# Start of DATA ENTRIES

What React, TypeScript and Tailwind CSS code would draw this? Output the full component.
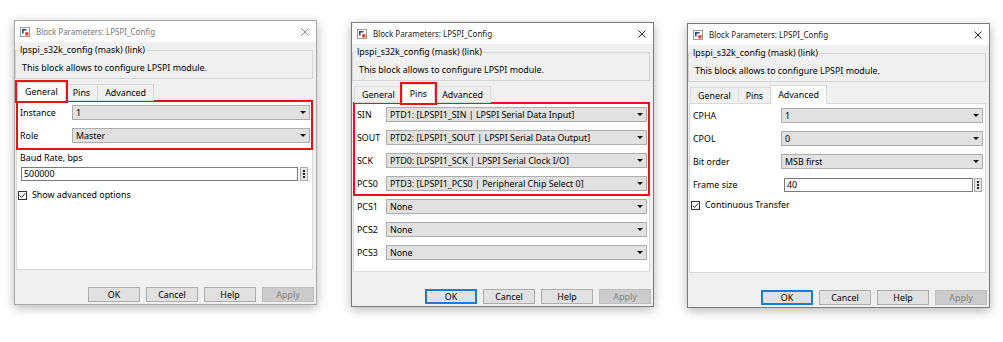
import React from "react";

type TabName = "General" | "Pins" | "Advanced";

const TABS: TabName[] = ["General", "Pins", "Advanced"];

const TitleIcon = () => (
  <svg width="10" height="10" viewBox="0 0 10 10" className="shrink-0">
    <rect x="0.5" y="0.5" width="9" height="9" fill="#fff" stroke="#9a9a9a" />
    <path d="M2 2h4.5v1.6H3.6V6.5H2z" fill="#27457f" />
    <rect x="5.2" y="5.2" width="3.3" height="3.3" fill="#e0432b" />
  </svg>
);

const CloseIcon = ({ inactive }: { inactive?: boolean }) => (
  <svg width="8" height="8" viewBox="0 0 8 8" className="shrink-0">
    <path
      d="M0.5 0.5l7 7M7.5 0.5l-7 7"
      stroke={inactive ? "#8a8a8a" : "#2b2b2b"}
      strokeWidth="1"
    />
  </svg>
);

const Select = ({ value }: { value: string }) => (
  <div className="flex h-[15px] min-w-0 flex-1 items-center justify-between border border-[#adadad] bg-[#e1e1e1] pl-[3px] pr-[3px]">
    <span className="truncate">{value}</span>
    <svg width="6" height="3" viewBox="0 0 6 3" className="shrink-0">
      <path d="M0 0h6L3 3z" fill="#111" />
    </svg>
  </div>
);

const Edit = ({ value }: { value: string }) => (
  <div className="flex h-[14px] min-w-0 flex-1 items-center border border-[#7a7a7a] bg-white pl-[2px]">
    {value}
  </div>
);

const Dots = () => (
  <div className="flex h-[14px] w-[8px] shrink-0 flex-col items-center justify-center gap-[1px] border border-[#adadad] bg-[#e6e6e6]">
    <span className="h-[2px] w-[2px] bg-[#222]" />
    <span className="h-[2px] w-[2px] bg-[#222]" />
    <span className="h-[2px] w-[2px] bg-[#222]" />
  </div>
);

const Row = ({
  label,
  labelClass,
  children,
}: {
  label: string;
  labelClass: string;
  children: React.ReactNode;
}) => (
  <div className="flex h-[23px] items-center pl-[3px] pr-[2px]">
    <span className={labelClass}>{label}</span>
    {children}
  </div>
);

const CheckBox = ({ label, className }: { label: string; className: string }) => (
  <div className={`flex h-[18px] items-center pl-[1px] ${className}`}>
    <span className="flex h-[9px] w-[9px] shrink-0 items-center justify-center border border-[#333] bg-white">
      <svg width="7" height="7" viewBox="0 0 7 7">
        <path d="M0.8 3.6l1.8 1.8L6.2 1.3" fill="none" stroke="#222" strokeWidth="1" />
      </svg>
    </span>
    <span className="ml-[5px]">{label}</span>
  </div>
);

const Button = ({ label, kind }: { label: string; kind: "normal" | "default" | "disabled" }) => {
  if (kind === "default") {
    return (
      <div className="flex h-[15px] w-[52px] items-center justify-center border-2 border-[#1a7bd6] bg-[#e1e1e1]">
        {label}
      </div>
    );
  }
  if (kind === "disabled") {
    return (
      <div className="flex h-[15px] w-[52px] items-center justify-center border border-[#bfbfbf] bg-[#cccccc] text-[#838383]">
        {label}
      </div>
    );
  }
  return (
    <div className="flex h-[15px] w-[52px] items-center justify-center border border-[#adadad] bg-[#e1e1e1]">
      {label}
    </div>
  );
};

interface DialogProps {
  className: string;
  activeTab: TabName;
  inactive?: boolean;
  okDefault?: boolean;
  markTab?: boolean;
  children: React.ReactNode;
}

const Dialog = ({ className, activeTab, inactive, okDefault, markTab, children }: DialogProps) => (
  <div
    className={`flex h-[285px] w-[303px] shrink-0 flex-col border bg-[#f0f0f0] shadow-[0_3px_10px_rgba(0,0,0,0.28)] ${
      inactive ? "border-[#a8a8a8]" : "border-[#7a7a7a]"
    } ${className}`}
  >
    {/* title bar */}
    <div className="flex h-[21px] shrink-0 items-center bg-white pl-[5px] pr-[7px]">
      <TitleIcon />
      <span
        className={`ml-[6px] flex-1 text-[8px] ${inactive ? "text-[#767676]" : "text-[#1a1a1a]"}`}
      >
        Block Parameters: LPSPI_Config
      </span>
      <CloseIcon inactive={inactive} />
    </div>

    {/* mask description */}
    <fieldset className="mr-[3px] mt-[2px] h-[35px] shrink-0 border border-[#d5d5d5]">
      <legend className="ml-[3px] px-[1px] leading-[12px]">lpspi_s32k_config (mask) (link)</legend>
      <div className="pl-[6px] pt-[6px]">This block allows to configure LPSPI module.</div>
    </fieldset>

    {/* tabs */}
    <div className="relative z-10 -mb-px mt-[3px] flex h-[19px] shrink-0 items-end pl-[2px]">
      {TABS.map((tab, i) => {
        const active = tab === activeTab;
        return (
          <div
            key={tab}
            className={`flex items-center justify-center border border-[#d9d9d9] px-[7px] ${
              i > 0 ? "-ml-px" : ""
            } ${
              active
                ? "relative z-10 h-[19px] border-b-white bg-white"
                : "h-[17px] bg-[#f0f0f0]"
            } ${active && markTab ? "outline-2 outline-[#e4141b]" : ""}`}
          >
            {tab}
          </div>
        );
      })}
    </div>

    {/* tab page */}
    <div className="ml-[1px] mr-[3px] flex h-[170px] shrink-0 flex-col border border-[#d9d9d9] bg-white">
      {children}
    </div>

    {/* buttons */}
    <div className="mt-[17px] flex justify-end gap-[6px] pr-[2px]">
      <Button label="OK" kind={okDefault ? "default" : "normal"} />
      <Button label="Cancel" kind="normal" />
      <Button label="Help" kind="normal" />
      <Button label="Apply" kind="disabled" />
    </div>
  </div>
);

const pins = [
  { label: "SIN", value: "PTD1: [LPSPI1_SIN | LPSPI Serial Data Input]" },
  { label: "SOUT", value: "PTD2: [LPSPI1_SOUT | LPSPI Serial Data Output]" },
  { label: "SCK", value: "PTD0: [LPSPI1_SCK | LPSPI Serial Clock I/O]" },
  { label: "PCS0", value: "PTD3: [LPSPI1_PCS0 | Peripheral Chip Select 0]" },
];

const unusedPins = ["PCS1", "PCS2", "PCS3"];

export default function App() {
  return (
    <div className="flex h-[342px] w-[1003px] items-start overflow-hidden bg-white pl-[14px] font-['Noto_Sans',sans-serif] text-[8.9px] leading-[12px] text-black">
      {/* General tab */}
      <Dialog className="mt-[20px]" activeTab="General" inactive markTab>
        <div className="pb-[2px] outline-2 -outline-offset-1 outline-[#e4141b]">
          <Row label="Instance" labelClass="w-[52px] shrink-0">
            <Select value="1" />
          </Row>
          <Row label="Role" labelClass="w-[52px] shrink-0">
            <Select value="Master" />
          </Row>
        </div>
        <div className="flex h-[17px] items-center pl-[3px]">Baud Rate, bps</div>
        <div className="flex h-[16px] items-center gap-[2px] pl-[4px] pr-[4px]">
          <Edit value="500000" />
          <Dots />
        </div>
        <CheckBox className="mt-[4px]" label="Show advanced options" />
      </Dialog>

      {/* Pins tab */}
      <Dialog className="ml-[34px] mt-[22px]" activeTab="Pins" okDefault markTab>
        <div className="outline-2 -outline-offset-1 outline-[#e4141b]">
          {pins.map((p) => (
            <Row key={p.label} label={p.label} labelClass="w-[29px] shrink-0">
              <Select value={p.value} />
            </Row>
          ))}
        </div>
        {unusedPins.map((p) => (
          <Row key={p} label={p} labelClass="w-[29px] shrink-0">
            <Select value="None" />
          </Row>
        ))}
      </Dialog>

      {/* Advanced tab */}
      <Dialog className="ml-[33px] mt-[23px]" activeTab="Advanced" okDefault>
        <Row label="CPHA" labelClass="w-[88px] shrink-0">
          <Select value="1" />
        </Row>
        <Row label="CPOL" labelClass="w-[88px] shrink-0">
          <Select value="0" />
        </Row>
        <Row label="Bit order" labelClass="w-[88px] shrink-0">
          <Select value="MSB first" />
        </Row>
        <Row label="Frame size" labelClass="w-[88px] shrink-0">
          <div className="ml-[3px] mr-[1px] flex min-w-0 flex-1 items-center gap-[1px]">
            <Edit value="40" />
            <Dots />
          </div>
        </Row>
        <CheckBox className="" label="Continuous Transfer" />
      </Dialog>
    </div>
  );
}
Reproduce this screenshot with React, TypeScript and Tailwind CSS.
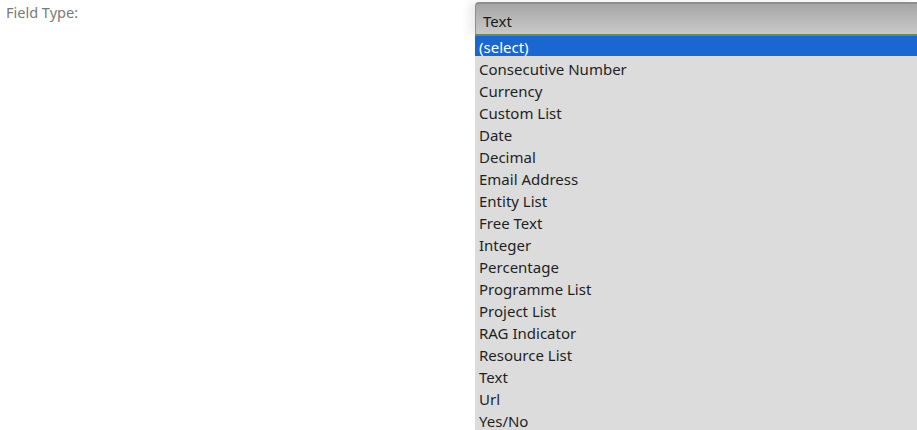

# End of DATA ENTRIES

WHAT YOU WILL DO
Starting at the top of the listing above, please restate word for word each line up to and including the one that holds "const TABS: TabName[]", omitting every image.

REPLY
What React, TypeScript and Tailwind CSS code would draw this? Output the full component.
import React from "react";

type TabName = "General" | "Pins" | "Advanced";

const TABS: TabName[] = ["General", "Pins", "Advanced"];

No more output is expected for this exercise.